A June tax bill in the works?
In other Ways and Means Committee developments, various Republican members of the panel told press outlets this week that Chairman Smith hopes to mark up a tax package focused on economic growth sometime in June.
Discussions of just what will go in that legislation are not yet complete but there currently appears to be consensus around provisions to mitigate or repeal certain business-focused tax code changes that were mandated under the Tax Cuts and Jobs Act (TCJA, P.L. 115-97) and have recently taken effect, such as the phase-down of the bonus depreciation percentage, mandatory amortization of research expenditures under section 174, and stricter rules for applying the limitation on deductions of net business interest expense under section 163(j).
Many lawmakers in both parties had hoped to address these TCJA changes during last year’s post-election lame duck legislative session but they were unable to reach an agreement that included these or other tax provisions—aside from a package of retirement security reforms—that had bipartisan support.
It is currently unclear whether House taxwriters will include relief from the more stringent Form 1099-K reporting thresholds imposed on third-party settlement organizations under the American Rescue Plan Act of 2021 (P.L. 117-2).
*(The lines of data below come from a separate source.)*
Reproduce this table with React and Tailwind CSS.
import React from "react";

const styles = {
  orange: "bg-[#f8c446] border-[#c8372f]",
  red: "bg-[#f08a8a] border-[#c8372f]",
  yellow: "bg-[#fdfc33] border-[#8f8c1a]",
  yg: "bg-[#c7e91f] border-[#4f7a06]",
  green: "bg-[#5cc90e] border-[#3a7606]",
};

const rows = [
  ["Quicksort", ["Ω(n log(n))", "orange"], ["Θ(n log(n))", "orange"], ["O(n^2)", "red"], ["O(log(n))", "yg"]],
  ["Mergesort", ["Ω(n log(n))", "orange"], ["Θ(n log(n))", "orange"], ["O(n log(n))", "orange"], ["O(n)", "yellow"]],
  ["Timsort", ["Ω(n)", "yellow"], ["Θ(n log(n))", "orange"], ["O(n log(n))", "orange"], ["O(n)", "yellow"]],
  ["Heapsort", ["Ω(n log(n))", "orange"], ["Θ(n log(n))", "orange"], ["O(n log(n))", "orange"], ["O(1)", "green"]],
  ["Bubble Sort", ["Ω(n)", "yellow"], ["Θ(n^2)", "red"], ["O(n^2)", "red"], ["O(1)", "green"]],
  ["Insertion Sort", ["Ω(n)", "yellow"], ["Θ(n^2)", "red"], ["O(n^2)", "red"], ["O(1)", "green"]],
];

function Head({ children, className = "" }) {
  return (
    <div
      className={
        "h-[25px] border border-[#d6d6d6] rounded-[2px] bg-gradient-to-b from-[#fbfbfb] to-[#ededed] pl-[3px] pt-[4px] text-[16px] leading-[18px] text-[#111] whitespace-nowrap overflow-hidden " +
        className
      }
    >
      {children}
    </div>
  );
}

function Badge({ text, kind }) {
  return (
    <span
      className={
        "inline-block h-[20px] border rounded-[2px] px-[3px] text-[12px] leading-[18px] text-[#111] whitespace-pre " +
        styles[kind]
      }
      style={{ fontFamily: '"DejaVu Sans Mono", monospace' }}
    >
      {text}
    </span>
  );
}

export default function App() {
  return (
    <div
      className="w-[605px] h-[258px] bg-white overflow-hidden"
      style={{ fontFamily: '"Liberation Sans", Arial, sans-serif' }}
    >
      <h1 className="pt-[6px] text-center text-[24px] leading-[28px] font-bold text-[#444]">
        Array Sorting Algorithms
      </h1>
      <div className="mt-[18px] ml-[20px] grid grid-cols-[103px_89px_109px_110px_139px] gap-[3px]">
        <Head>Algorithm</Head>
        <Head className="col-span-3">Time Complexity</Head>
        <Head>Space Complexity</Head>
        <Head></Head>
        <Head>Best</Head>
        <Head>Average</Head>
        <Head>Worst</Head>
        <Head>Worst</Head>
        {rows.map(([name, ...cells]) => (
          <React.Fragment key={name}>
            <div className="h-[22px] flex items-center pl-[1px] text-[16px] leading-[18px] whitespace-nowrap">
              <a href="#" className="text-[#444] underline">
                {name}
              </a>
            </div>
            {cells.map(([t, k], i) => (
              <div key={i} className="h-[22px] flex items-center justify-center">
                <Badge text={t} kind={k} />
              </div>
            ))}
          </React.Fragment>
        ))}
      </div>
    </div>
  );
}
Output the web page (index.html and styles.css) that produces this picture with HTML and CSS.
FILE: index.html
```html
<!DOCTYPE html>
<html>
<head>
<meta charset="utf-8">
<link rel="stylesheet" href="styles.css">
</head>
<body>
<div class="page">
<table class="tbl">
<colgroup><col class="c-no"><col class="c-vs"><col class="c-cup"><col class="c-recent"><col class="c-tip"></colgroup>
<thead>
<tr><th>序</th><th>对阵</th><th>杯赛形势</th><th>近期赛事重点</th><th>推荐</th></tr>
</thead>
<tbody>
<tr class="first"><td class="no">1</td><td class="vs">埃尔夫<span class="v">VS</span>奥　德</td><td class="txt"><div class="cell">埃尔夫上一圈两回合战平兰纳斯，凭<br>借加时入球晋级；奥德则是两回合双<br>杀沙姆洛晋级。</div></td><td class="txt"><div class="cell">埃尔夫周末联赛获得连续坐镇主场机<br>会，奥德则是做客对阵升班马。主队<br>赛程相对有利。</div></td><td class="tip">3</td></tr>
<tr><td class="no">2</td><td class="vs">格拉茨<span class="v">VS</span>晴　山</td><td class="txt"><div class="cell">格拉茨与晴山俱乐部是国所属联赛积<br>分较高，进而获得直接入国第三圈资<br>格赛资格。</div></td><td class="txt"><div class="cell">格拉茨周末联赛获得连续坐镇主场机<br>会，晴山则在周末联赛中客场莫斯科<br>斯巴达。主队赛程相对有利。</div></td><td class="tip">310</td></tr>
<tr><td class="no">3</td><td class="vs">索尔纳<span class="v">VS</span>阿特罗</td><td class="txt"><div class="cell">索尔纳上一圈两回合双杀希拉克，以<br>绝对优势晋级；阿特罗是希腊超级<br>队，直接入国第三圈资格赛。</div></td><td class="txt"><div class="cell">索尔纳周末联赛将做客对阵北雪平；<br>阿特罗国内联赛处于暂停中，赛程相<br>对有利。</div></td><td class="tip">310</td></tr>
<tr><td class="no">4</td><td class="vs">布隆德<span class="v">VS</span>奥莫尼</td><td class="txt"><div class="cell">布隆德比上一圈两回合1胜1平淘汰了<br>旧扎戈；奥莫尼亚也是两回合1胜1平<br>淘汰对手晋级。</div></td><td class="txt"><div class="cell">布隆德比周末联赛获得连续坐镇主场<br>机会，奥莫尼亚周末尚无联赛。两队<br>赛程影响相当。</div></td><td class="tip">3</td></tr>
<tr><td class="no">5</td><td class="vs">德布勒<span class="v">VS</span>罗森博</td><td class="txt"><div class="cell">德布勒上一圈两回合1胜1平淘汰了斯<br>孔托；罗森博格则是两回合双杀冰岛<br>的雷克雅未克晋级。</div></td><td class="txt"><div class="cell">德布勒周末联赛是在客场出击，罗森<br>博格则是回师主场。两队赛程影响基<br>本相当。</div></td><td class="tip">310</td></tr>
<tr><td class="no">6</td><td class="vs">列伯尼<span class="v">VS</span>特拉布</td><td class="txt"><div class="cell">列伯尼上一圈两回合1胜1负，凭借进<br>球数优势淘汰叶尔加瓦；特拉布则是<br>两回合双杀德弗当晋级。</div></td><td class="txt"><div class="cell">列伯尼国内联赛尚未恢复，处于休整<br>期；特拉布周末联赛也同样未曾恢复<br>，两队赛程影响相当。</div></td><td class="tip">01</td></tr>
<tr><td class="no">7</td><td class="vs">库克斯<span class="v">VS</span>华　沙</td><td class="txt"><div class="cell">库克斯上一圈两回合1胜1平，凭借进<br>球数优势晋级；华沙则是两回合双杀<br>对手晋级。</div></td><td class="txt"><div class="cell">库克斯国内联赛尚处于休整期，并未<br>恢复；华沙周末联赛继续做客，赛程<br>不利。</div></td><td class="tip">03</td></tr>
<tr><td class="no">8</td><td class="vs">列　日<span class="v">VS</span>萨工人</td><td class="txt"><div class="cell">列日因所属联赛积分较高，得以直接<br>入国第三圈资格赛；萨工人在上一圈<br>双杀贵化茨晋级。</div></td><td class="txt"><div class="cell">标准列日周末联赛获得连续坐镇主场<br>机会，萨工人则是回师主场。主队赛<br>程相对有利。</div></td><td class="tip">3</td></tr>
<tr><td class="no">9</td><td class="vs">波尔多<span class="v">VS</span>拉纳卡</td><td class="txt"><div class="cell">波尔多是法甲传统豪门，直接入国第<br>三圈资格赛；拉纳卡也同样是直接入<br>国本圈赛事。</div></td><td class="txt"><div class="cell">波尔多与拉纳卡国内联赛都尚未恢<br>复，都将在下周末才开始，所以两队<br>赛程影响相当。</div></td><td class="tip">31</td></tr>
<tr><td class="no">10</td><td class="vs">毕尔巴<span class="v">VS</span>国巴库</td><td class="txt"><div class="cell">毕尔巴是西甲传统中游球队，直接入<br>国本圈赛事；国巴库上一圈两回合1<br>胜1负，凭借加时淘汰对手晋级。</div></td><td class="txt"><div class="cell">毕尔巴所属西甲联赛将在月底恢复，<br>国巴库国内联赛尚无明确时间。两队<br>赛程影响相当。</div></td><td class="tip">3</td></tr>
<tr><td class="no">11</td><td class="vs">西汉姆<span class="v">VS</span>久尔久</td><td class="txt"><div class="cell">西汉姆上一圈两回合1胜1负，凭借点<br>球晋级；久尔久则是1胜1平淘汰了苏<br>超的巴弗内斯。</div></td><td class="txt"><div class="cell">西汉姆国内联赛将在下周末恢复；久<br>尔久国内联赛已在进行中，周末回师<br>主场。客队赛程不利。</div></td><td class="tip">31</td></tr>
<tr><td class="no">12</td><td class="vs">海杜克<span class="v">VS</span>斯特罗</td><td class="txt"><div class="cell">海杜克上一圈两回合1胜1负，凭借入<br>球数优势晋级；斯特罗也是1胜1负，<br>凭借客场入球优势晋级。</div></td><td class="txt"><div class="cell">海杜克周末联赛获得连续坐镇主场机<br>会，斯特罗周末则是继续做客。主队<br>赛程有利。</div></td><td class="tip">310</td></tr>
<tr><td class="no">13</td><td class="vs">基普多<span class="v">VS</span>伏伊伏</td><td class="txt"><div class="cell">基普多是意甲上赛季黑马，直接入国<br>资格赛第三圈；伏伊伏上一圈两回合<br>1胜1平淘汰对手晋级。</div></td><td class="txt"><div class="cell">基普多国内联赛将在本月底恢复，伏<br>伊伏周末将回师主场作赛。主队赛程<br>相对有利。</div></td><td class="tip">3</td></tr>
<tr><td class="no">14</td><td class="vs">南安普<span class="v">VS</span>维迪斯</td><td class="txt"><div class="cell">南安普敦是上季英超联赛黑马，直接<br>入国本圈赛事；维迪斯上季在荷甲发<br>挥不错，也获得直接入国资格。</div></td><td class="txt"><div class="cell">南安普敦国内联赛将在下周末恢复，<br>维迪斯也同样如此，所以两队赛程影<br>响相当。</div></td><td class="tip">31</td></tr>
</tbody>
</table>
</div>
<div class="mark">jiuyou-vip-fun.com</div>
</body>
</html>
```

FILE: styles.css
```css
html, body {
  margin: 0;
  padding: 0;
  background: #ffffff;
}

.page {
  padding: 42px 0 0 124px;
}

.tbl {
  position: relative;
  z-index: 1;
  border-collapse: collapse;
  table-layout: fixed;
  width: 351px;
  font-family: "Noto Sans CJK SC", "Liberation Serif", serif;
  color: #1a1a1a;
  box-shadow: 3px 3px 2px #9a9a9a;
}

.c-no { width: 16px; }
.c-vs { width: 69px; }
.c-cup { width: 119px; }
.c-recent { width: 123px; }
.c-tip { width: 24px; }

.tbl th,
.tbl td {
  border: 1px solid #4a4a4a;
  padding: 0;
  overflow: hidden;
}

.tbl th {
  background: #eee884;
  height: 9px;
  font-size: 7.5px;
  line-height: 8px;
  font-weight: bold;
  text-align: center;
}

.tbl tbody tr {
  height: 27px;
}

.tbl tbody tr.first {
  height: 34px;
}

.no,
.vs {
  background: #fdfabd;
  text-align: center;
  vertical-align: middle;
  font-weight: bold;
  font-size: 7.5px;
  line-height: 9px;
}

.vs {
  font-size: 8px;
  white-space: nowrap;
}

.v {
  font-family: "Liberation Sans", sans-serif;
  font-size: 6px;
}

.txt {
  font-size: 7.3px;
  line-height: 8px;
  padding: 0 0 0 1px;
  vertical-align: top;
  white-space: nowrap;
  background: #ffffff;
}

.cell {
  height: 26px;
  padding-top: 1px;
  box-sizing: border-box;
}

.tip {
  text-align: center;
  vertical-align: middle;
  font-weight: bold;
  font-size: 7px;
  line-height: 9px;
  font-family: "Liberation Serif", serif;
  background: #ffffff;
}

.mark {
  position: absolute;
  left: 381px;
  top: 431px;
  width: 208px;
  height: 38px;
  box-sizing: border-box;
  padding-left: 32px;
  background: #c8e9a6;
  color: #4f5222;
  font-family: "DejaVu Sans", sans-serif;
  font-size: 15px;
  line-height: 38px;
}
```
That legislation reduced the dollar threshold for the reporting requirement from $20,000 to $600 and eliminated the 200-transaction threshold, with the changes effective for calendar years after 2021; however, the Treasury Department late last year issued Notice 2023-10, in which it delayed enforcement of the new rules until after 2023.
Also unclear is whether the Ways and Means package will include legislation (H.R. 976) introduced earlier this year by Ways and Means Committee Vice Chairman Vern Buchanan, R-Fla., that would permanently extend the TCJA’s tax relief provisions for individuals and passthrough entities that are scheduled to expire after 2025.